From next year, it will become 1.1 million won as he has to begin paying back the principal. Only 500,000-800,000 won is available for monthly living expenses after kindergarten fees and childcare expenses for his 2-year-old and 6-year-old sons, and apartment maintenance fees. Saving for his retirement is only a wishful thinking. 

Recent government measures including "8/31 comprehensive property measures," "2005 tax reform," and "elderly care protection law" are likely to bring about fundamental changes to retired life of those in their 30s and 40s. 

After property tax reform, if a 45 year-old company employee owns a 500 million won house, he should pay more than three million won in property tax even when he has no income. As owning houses carries great burden, the effectiveness of owning a house as "investment for retired life" will drop dramatically. 
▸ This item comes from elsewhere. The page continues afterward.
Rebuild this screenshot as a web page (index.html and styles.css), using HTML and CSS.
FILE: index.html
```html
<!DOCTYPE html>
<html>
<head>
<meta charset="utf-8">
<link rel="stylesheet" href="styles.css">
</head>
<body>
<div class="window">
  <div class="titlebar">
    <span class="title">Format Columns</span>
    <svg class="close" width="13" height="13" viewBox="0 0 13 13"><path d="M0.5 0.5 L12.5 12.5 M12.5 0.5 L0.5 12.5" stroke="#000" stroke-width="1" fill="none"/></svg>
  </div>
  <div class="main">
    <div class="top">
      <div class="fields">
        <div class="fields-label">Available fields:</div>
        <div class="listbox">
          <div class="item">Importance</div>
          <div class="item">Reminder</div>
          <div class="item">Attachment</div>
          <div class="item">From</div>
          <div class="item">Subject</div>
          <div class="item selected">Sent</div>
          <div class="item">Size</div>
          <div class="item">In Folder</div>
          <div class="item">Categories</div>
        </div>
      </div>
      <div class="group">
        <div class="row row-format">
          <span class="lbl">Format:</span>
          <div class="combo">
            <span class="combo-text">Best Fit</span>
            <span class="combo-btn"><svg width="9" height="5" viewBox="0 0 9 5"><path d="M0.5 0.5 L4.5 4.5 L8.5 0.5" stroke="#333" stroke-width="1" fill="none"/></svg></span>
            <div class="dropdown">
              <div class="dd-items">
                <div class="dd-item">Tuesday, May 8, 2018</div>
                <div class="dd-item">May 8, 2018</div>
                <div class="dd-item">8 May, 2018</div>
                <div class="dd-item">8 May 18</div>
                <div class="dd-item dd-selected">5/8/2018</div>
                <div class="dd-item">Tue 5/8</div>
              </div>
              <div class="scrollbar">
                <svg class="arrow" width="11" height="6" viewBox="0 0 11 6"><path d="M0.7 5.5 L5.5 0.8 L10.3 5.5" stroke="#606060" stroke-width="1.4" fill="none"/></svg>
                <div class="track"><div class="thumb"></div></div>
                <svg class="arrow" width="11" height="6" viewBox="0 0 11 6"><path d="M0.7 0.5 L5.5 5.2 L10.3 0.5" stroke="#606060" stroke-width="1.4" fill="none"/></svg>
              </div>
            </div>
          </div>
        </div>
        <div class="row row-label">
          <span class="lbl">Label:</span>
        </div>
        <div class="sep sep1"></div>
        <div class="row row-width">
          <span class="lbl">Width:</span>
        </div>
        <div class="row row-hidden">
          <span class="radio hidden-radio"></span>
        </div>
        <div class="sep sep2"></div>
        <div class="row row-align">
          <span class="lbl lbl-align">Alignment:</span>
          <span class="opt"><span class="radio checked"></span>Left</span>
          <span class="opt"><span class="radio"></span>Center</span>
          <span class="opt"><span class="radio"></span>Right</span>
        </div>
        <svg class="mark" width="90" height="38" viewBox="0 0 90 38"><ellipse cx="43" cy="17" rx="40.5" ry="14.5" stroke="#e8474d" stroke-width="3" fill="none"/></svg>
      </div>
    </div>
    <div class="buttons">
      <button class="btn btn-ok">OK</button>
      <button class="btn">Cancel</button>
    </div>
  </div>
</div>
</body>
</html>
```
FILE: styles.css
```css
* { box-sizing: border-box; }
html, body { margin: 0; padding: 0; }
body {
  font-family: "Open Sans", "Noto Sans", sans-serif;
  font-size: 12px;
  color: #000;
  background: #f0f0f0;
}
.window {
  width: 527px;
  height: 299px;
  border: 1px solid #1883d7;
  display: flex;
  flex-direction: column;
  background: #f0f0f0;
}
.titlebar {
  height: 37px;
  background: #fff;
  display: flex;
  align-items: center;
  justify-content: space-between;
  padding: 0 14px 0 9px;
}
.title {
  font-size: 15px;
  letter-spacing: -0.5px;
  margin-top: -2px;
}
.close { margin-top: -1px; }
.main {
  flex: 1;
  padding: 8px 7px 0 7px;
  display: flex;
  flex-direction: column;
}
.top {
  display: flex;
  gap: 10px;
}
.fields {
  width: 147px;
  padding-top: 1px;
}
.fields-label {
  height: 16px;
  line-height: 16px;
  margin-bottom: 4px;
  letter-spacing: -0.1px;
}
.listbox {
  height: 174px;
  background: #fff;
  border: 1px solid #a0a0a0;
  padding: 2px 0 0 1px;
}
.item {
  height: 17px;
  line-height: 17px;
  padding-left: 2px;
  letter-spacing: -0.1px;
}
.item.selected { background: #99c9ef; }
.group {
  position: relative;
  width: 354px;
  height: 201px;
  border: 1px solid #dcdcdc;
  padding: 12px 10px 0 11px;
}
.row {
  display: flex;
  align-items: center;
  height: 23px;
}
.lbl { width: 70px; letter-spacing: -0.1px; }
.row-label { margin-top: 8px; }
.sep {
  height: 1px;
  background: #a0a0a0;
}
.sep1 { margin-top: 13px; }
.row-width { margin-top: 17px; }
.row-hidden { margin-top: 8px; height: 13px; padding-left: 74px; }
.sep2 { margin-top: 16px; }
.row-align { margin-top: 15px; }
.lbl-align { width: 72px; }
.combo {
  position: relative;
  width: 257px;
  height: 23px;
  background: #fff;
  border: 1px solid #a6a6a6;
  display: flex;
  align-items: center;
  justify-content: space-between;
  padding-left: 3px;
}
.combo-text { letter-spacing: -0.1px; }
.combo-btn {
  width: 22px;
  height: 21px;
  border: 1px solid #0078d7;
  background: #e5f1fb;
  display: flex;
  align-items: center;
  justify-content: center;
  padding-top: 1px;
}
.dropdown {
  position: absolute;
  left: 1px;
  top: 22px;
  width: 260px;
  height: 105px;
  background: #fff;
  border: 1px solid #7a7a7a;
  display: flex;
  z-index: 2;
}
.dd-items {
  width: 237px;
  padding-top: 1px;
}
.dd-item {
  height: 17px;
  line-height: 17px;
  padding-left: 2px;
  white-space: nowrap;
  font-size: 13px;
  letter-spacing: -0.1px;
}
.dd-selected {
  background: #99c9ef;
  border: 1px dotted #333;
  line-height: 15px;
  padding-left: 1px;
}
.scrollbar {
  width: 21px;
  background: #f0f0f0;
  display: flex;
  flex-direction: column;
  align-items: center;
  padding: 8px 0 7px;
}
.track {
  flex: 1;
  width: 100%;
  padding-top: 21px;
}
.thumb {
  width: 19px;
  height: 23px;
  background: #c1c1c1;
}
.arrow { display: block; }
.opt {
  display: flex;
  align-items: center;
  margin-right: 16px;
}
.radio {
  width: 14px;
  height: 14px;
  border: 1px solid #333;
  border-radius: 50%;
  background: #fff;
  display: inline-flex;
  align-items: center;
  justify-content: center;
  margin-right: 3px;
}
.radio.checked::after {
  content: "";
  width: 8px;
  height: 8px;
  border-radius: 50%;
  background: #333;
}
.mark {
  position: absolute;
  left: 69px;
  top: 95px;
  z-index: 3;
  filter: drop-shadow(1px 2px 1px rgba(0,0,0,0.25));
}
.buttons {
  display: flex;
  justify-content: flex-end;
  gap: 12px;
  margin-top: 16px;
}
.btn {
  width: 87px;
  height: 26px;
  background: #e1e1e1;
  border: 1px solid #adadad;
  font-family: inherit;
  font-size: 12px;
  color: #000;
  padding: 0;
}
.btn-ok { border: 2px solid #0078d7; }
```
Beginning in December, Korea will introduce a "pension scheme for retirees." This would lead to the framework for an advanced "three tier pension system" consisting of a "public pension-retiree pension-private pension." The government plans to expand tax credits to pension premiums and benefits. 
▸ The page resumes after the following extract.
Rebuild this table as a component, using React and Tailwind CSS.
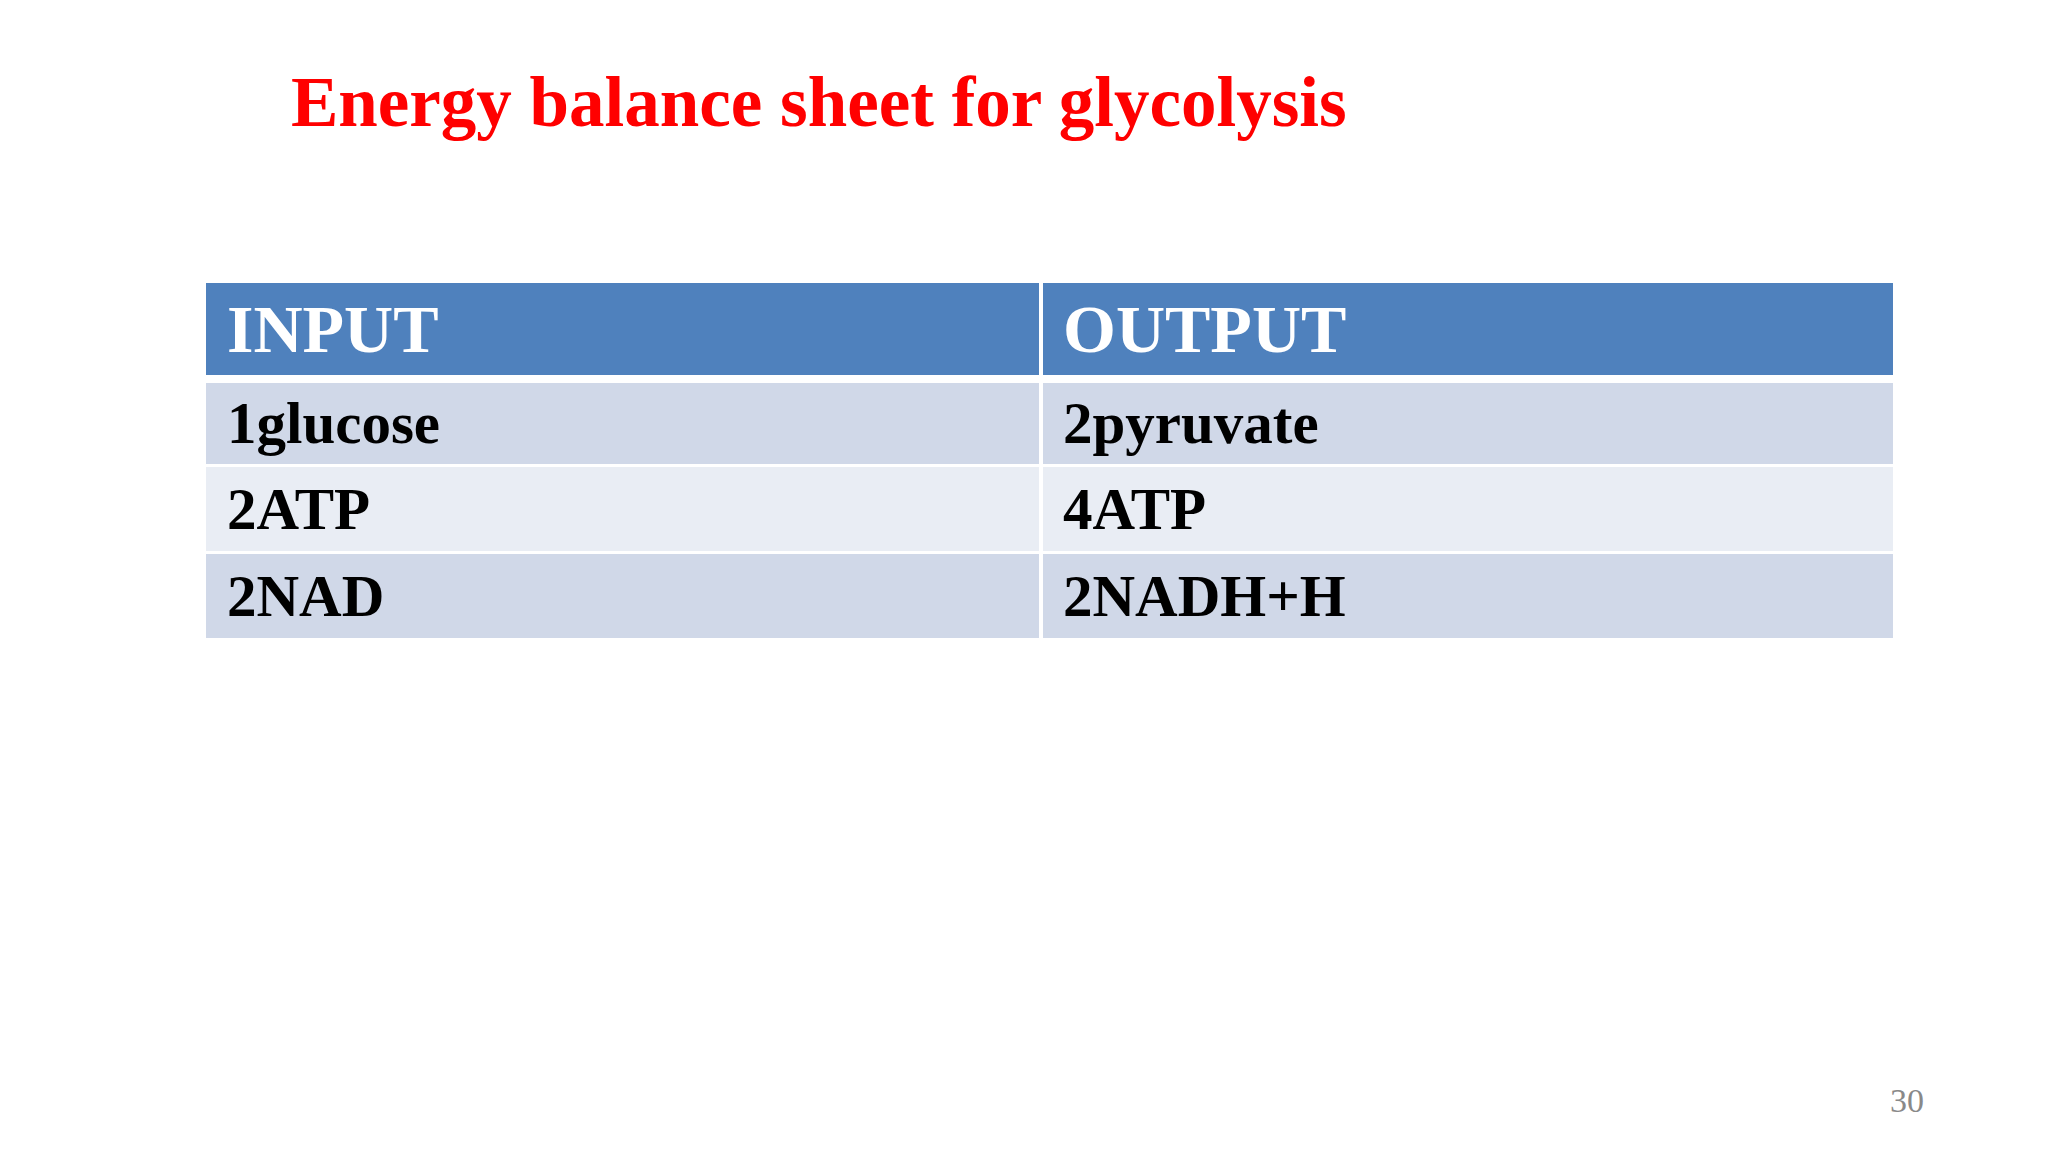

Huh Yong-Seok, director for tax policy at the Ministry of Finance and Economy, said, "The government will increase benefits to pension subscribers and beneficiaries in preparation for an aging society." 

"Elderly care protection law" will be introduced in 2008. 

If the law is fully enforced, it will facilitate elderly care services including one in which caregivers visit seniors aged 65 or older who are suffering from dementia or paralysis to nurse or bathe them. It will also increase public subsidies to those who want to go to a nursing home. To finance the measures, health insurance subscribers have to pay more than 1,648 won a month. 

Experts advise that there should be changes to designing retired life in accordance with expected changes in the living environment. 

Mun Hyeong-Pyo, a researcher with the Korea Development Institute, said, "Fundamental changes are taking place because of falling housing prices, increasing pension benefits, and sustained low interest rates. If you don't begin to prepare for your later life, you will find yourself in big trouble after retirement."